Core Concepts¶

This page introduces the object model and lifecycle of CraneSched Container Support. After reading, you will understand the relationship between container jobs and container steps, the roles of Pod and container metadata, and resource allocation and inheritance mechanisms.

Basic Terminology¶

Term	Description
Container Job	A job with `TaskType=Container`, creates a Pod at startup, hosts container and non-container steps
Container Step	A step executed within a container job, carries container metadata, corresponds to a container in the Pod
Pod Metadata	Job-level configuration defining Pod name, namespace options, port mappings, etc.
Container Metadata	Step-level configuration defining image, command, environment variables, mounts, etc.
CRI	Container Runtime Interface, CraneSched interacts with runtimes like containerd via CRI
CNI	Container Network Interface, CraneSched configures container networks via CNI plugins

Container Job¶

A Container Job is the resource allocation unit for CraneSched Container Support. After submitting a container job, the scheduler completes resource allocation, and the node creates and maintains the Pod until the job ends.

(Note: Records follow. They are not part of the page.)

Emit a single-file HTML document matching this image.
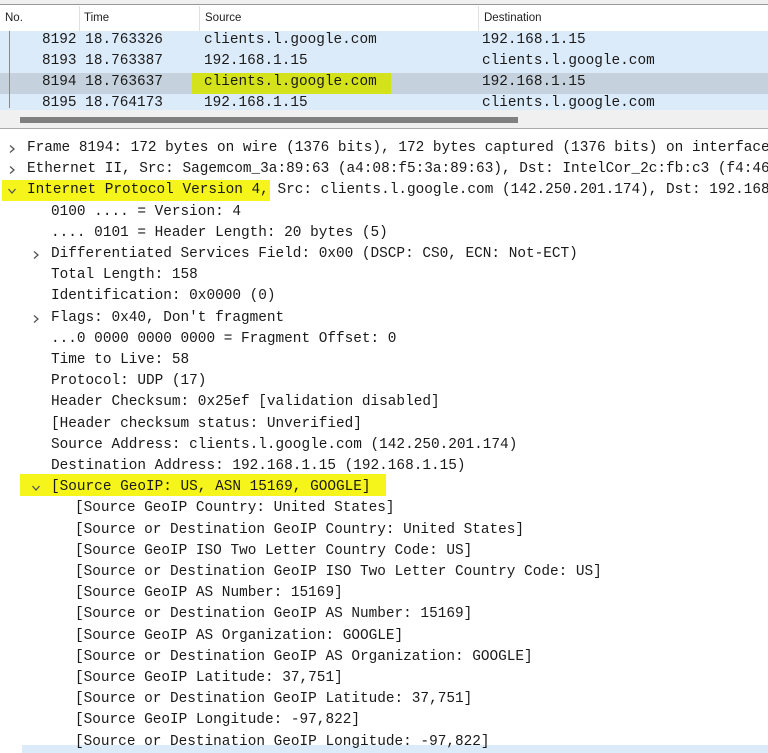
<!DOCTYPE html>
<html><head><meta charset="utf-8"><style>
*{margin:0;padding:0;box-sizing:border-box}
body{width:768px;height:753px;overflow:hidden;background:#fff;position:relative;font-family:"Liberation Mono",monospace;color:#1a1a1a}
.a{position:absolute;white-space:pre}
.hdr{position:absolute;top:6px;left:0;width:768px;height:25px;background:#fff;font-family:"Liberation Sans",sans-serif;font-size:11.5px;color:#222}
.hdr span{position:absolute;top:6px}
.sep{position:absolute;top:6px;width:1px;height:25px;background:#e0e0e0}
.row{position:absolute;left:0;width:768px;height:21px;background:#dcebf9;font-size:14.4px}
.row span{position:absolute;top:1px}
.d{position:absolute;font-size:14.4px;white-space:pre;height:21px;line-height:21px}
.ar{position:absolute;width:10px;height:10px}
</style></head><body>
<div class="a" style="left:0;top:0;width:768px;height:5px;background:#f0f0f0;border-bottom:1px solid #999"></div>
<div class="hdr"><span style="left:5px">No.</span><span style="left:84px">Time</span><span style="left:205px">Source</span><span style="left:484px">Destination</span></div>
<div class="sep" style="left:79px"></div><div class="sep" style="left:199px"></div><div class="sep" style="left:478px"></div>
<div class="row" style="top:31px"><span style="left:42px">8192 18.763326</span><span style="left:204px">clients.l.google.com</span><span style="left:482px">192.168.1.15</span></div>
<div class="row" style="top:52px"><span style="left:42px">8193 18.763387</span><span style="left:204px">192.168.1.15</span><span style="left:482px">clients.l.google.com</span></div>
<div class="row" style="top:73px;background:#c5d2dd"><div class="a" style="left:192px;top:0;width:199px;height:21px;background:#d4e21c"></div><span style="left:42px">8194 18.763637</span><span style="left:204px">clients.l.google.com</span><span style="left:482px">192.168.1.15</span></div>
<div class="row" style="top:94px;height:16px;overflow:hidden"><span style="left:42px">8195 18.764173</span><span style="left:204px">192.168.1.15</span><span style="left:482px">clients.l.google.com</span></div>
<div class="a" style="left:9px;top:31px;width:1px;height:77px;background:#888"></div>
<div class="a" style="left:0;top:110px;width:768px;height:19px;background:#f0f0f0;border-bottom:1px solid #aaa"></div>
<div class="a" style="left:20px;top:117px;width:498px;height:6px;background:#808080"></div>
<div class="a" style="left:2px;top:180px;width:268px;height:21px;background:#f5f51c"></div>
<div class="a" style="left:20px;top:474px;width:366px;height:22px;background:#f5f51c"></div>
<div class="a" style="left:22px;top:745px;width:746px;height:8px;background:#dcebf9"></div>
<div id="det"></div>
<script>
var L=[
[0,'>','Frame 8194: 172 bytes on wire (1376 bits), 172 bytes captured (1376 bits) on interface'],
[0,'>','Ethernet II, Src: Sagemcom_3a:89:63 (a4:08:f5:3a:89:63), Dst: IntelCor_2c:fb:c3 (f4:46'],
[0,'v','Internet Protocol Version 4, Src: clients.l.google.com (142.250.201.174), Dst: 192.168'],
[1,'','0100 .... = Version: 4'],
[1,'','.... 0101 = Header Length: 20 bytes (5)'],
[1,'>','Differentiated Services Field: 0x00 (DSCP: CS0, ECN: Not-ECT)'],
[1,'','Total Length: 158'],
[1,'','Identification: 0x0000 (0)'],
[1,'>','Flags: 0x40, Don\'t fragment'],
[1,'','...0 0000 0000 0000 = Fragment Offset: 0'],
[1,'','Time to Live: 58'],
[1,'','Protocol: UDP (17)'],
[1,'','Header Checksum: 0x25ef [validation disabled]'],
[1,'','[Header checksum status: Unverified]'],
[1,'','Source Address: clients.l.google.com (142.250.201.174)'],
[1,'','Destination Address: 192.168.1.15 (192.168.1.15)'],
[1,'v','[Source GeoIP: US, ASN 15169, GOOGLE]'],
[2,'','[Source GeoIP Country: United States]'],
[2,'','[Source or Destination GeoIP Country: United States]'],
[2,'','[Source GeoIP ISO Two Letter Country Code: US]'],
[2,'','[Source or Destination GeoIP ISO Two Letter Country Code: US]'],
[2,'','[Source GeoIP AS Number: 15169]'],
[2,'','[Source or Destination GeoIP AS Number: 15169]'],
[2,'','[Source GeoIP AS Organization: GOOGLE]'],
[2,'','[Source or Destination GeoIP AS Organization: GOOGLE]'],
[2,'','[Source GeoIP Latitude: 37,751]'],
[2,'','[Source or Destination GeoIP Latitude: 37,751]'],
[2,'','[Source GeoIP Longitude: -97,822]'],
[2,'','[Source or Destination GeoIP Longitude: -97,822]']];
var h='';
L.forEach(function(l,i){var y=138+i*21.2;var x=[27,51,75][l[0]];
if(l[1]){var p=l[1]=='>'?'M3 1.5 L7 5 L3 8.5':'M1.5 3 L5 7 L8.5 3';
h+='<svg class="ar" style="left:'+(x-20)+'px;top:'+(y+6)+'px" viewBox="0 0 10 10"><path d="'+p+'" fill="none" stroke="#555" stroke-width="1.3"/></svg>';}
h+='<div class="d" style="left:'+x+'px;top:'+y+'px">'+l[2].replace(/&/g,'&amp;').replace(/</g,'&lt;')+'</div>';});
document.getElementById('det').innerHTML=h;
</script>
</body></html>
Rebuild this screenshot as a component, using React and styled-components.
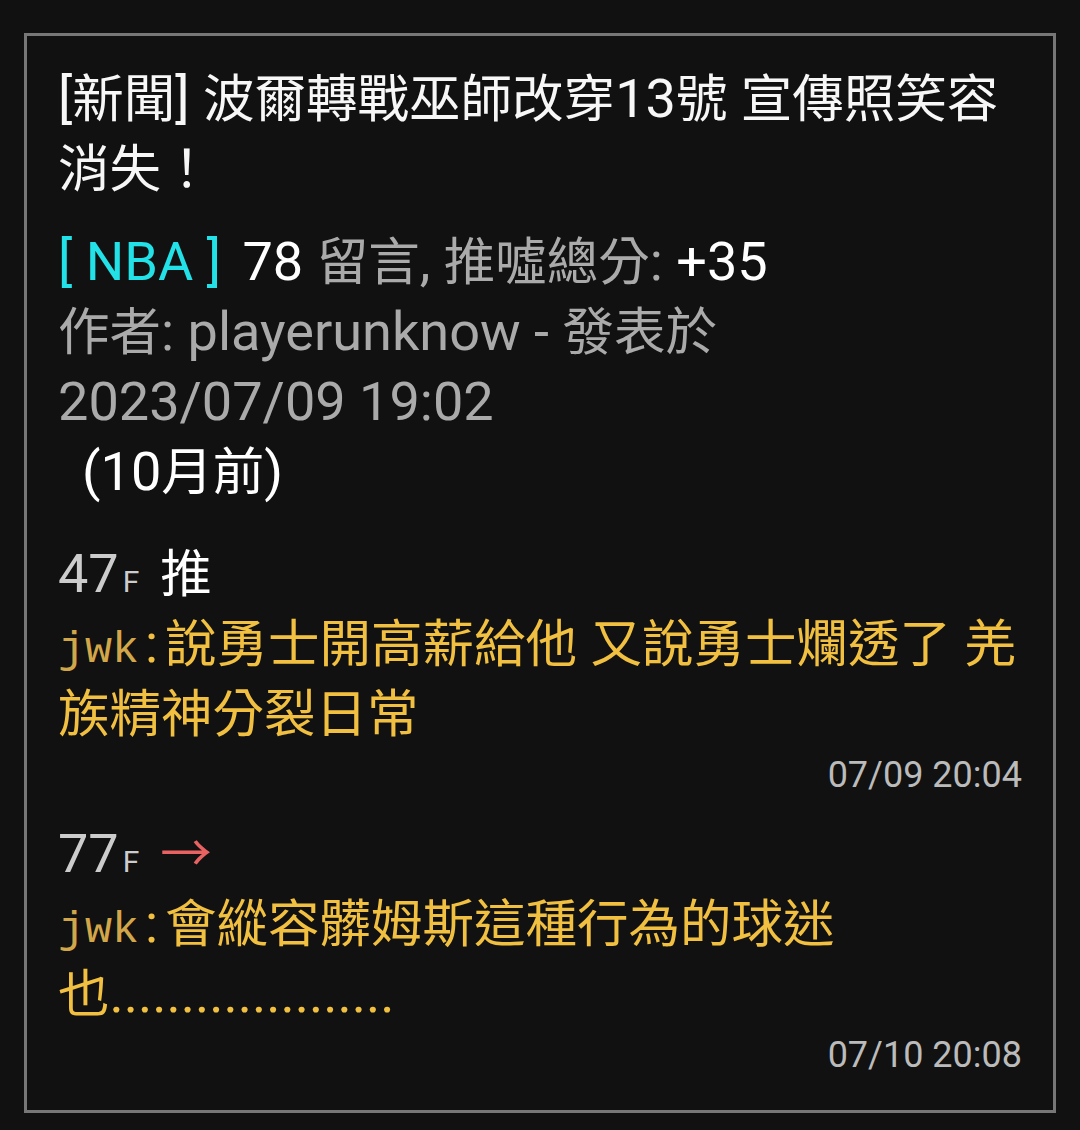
import React from "react";
import styled, { createGlobalStyle } from "styled-components";

const GlobalStyle = createGlobalStyle`
  html, body {
    margin: 0;
    padding: 0;
    background: #111111;
  }
  body {
    font-family: Roboto, "Noto Sans CJK TC", sans-serif;
  }
`;

const Card = styled.div`
  box-sizing: border-box;
  width: 1032px;
  margin: 33px 0 0 24px;
  border: 3px solid #777777;
  padding: 29px 31px 30px 31px;
  font-size: 51.5px;
  line-height: 70px;
  color: #ffffff;
`;

// Latin runs render a touch larger than the CJK ones on the device
const Lat = styled.span`
  font-family: Roboto, sans-serif;
  font-size: 1.05em;
  line-height: 1;
`;

const mix = (text) =>
  text
    .split(/([\x00-\x7F]+)/)
    .filter(Boolean)
    .map((part, i) =>
      /^[\x00-\x7F]+$/.test(part) ? <Lat key={i}>{part}</Lat> : part
    );

const Title = styled.div`
  color: #f7f7f7;
`;

const Meta = styled.div`
  margin-top: 23px;
  color: #aaaaaa;
`;

const Board = styled.span`
  color: #22e2e8;
`;

const Bright = styled.span`
  color: #ffffff;
  margin-left: ${(p) => p.gap || 0}px;
`;

const Ago = styled.div`
  color: #ffffff;
  padding-left: 24px;
`;

const Push = styled.div`
  margin-top: ${(p) => p.gap}px;
`;

const FloorRow = styled.div`
  white-space: nowrap;
`;

const Floor = styled.span`
  color: #cccccc;
  font-size: 54px;
  line-height: 1;
`;

const FloorMark = styled.span`
  color: #cccccc;
  font-size: 30px;
  line-height: 1;
  margin-left: 4px;
`;

const Tag = styled.span`
  margin-left: 21px;
  font-family: "Noto Sans CJK TC", sans-serif;
  line-height: 1;
  color: ${(p) => p.color};
`;

const Body = styled.div`
  color: #f2c040;
`;

const Author = styled.span`
  font-family: "Liberation Mono", "Courier New", monospace;
  font-size: 45px;
  line-height: 1;
  color: #d2a74a;
`;

const Colon = styled.span`
  font-size: 54px;
  line-height: 1;
  margin: 0 7px 0 6px;
`;

const Time = styled.div`
  text-align: right;
  font-size: 36px;
  line-height: 50px;
  color: #bbbbbb;
`;

const pushes = [
  {
    floor: 47,
    tag: "推",
    tagColor: "#ffffff",
    author: "jwk",
    text: "說勇士開高薪給他 又說勇士爛透了 羌族精神分裂日常",
    time: "07/09 20:04",
  },
  {
    floor: 77,
    tag: "→",
    tagColor: "#e86262",
    author: "jwk",
    text: "會縱容髒姆斯這種行為的球迷也....................",
    time: "07/10 20:08",
  },
];

export default function App() {
  return (
    <>
      <GlobalStyle />
      <Card>
        <Title>{mix("[新聞] 波爾轉戰巫師改穿13號 宣傳照笑容消失！")}</Title>
        <Meta>
          <div>
            <Board>{mix("[ NBA ]")}</Board>
            {mix(" ")}
            <Bright gap={8}>{mix("78")}</Bright>
            {mix(" 留言, 推噓總分: ")}
            <Bright>{mix("+35")}</Bright>
          </div>
          <div>{mix("作者: playerunknow - 發表於")}</div>
          <div>{mix("2023/07/09 19:02")}</div>
          <Ago>{mix("(10月前)")}</Ago>
        </Meta>
        {pushes.map((p, i) => (
          <Push key={p.floor} gap={i === 0 ? 32 : 20}>
            <FloorRow>
              <Floor>{p.floor}</Floor>
              <FloorMark>F</FloorMark>
              <Tag color={p.tagColor}>{p.tag}</Tag>
            </FloorRow>
            <Body>
              <Author>{p.author}</Author>
              <Colon>:</Colon>
              {mix(p.text)}
            </Body>
            <Time>{p.time}</Time>
          </Push>
        ))}
      </Card>
    </>
  );
}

Container jobs have the following characteristics:

Resource Hosting: Job-level requests for CPU, memory, GPU, etc.; subsequent steps run within this allocation.
Pod Lifecycle: Pod is created when the job starts and destroyed when it ends. All container steps run within the Pod.
Mixed Steps: Container jobs can include both container steps and non-container steps (e.g., batch scripts, interactive commands).

When creating a container job, you can use ccon to submit a container step as the Primary Step, or use cbatch --pod to submit a batch script as the Primary Step, then use ccon within the script to append container steps.

Job Type Recognition

Container jobs display type as Container. Other job types do not allow calling ccon to submit container steps.

Container Step¶

A Container Step is the execution unit within a container job, corresponding to a container in the Pod. Each container step carries independent container metadata and can specify different images, commands, and mount configurations.

Container steps are similar to interactive steps submitted by crun. If you specify multiple nodes during submission, a corresponding container step instance will be created on each node.

Container steps follow the general step types:

Type	Step ID	Description
Daemon Step	0	Daemon step, creates Pod and runs continuously
Primary Step	1	The first step produced by the job entry
Common Step	≥2	Appended steps, can be dynamically created during job execution

Role of Pod

Pod is created during Daemon Step at job startup and destroyed when the job ends.
Pod provides unified network namespace and resource isolation environment for containers, without performing any actual computation tasks.
Users neither need to nor can directly operate Pod.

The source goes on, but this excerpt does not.